Records supplied -
========================================================================

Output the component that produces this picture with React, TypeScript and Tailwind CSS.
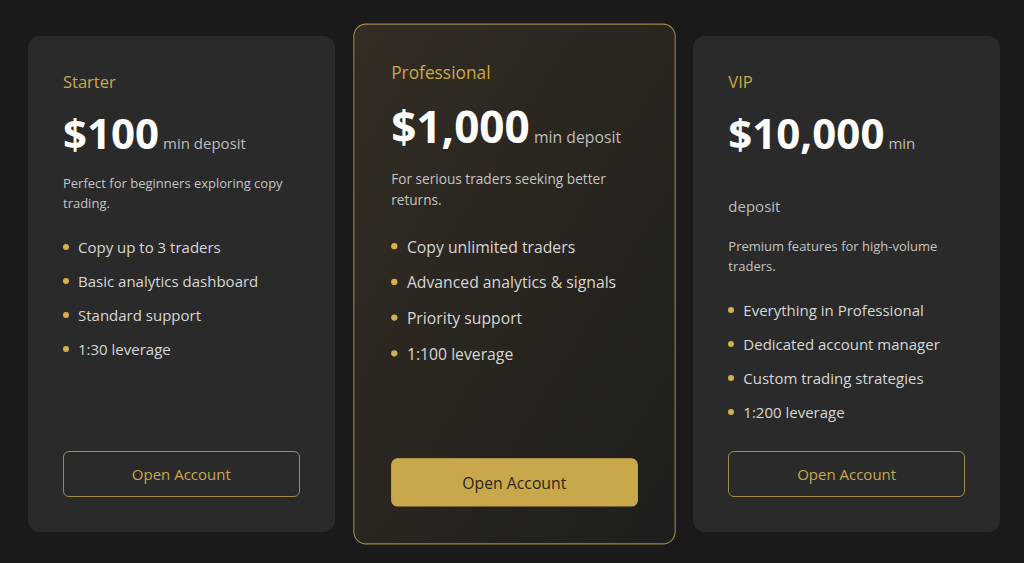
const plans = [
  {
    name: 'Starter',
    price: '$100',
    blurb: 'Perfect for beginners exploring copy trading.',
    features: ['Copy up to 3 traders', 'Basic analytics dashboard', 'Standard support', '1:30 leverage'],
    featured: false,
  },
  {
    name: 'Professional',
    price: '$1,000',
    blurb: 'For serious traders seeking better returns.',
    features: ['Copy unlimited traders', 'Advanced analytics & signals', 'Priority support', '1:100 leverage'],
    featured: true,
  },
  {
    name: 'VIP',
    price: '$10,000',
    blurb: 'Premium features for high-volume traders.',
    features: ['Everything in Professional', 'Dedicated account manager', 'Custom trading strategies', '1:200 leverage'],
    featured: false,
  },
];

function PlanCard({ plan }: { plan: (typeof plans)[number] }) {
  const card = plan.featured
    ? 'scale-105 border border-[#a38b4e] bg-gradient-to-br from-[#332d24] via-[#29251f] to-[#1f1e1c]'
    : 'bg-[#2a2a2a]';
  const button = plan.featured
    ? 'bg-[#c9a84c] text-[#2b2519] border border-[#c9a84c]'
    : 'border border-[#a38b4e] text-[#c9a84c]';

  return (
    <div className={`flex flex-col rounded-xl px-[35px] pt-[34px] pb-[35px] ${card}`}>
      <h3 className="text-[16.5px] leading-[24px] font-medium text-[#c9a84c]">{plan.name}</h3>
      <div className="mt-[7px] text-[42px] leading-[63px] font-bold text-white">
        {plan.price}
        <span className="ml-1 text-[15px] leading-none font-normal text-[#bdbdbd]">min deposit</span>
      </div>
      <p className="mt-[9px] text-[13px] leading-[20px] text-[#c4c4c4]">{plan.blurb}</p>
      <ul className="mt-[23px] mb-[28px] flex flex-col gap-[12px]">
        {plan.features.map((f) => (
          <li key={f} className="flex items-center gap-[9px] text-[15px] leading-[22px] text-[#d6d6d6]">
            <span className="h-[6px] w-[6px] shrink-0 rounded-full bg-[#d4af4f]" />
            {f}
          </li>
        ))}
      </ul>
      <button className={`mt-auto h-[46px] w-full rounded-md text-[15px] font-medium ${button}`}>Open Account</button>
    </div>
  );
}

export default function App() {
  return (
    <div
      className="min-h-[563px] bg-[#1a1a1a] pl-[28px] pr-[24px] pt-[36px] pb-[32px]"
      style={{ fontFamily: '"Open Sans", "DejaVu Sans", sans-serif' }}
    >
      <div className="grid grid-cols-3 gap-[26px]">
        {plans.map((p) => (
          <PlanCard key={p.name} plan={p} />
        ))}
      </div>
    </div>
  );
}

========================================================================

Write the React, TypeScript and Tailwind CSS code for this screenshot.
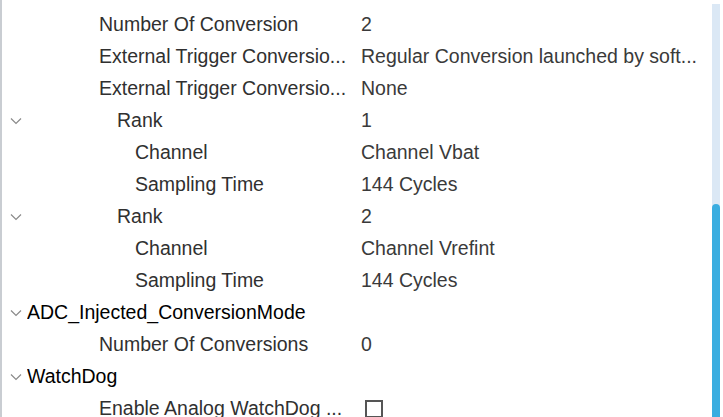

========================================================================

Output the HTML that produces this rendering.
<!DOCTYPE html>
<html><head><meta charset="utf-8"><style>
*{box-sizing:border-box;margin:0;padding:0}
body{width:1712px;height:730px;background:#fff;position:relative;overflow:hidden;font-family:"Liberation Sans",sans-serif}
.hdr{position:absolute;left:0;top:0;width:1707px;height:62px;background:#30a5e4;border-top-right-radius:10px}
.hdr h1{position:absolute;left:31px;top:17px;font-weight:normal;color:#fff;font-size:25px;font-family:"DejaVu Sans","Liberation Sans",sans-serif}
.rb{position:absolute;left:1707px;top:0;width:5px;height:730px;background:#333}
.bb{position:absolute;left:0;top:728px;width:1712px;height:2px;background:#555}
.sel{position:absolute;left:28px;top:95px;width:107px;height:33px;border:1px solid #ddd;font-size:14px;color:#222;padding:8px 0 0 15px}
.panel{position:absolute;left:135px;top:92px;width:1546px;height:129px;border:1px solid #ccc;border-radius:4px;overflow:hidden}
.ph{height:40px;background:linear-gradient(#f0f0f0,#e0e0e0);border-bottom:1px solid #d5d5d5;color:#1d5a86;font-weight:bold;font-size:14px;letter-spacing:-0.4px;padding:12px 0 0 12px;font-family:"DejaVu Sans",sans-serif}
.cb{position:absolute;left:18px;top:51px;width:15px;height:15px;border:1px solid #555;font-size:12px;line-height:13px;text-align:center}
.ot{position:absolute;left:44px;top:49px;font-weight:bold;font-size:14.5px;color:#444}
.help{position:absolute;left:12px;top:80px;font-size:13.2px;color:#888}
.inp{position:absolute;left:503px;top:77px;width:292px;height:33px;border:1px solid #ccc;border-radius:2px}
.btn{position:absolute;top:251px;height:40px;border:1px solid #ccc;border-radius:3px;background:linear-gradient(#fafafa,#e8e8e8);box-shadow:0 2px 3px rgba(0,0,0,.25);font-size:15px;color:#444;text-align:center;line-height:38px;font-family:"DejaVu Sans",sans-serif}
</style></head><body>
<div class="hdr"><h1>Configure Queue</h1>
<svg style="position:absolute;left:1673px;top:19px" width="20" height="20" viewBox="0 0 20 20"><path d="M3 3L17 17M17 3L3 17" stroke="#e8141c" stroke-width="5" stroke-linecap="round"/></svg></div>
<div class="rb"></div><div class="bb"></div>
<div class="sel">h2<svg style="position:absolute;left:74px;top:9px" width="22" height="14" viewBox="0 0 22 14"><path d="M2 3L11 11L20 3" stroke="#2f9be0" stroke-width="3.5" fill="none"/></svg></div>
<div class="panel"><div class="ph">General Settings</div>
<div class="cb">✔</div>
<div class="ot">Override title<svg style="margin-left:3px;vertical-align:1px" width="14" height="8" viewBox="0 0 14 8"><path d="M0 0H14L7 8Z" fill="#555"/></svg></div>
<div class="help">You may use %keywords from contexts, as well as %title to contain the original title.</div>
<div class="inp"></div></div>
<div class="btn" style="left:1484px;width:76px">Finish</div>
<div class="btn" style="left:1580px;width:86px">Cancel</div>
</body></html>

========================================================================

Pick out every line above that holds the word "Tailwind" and copy it.

Output the component that produces this picture with React, TypeScript and Tailwind CSS.
Write the React, TypeScript and Tailwind CSS code for this screenshot.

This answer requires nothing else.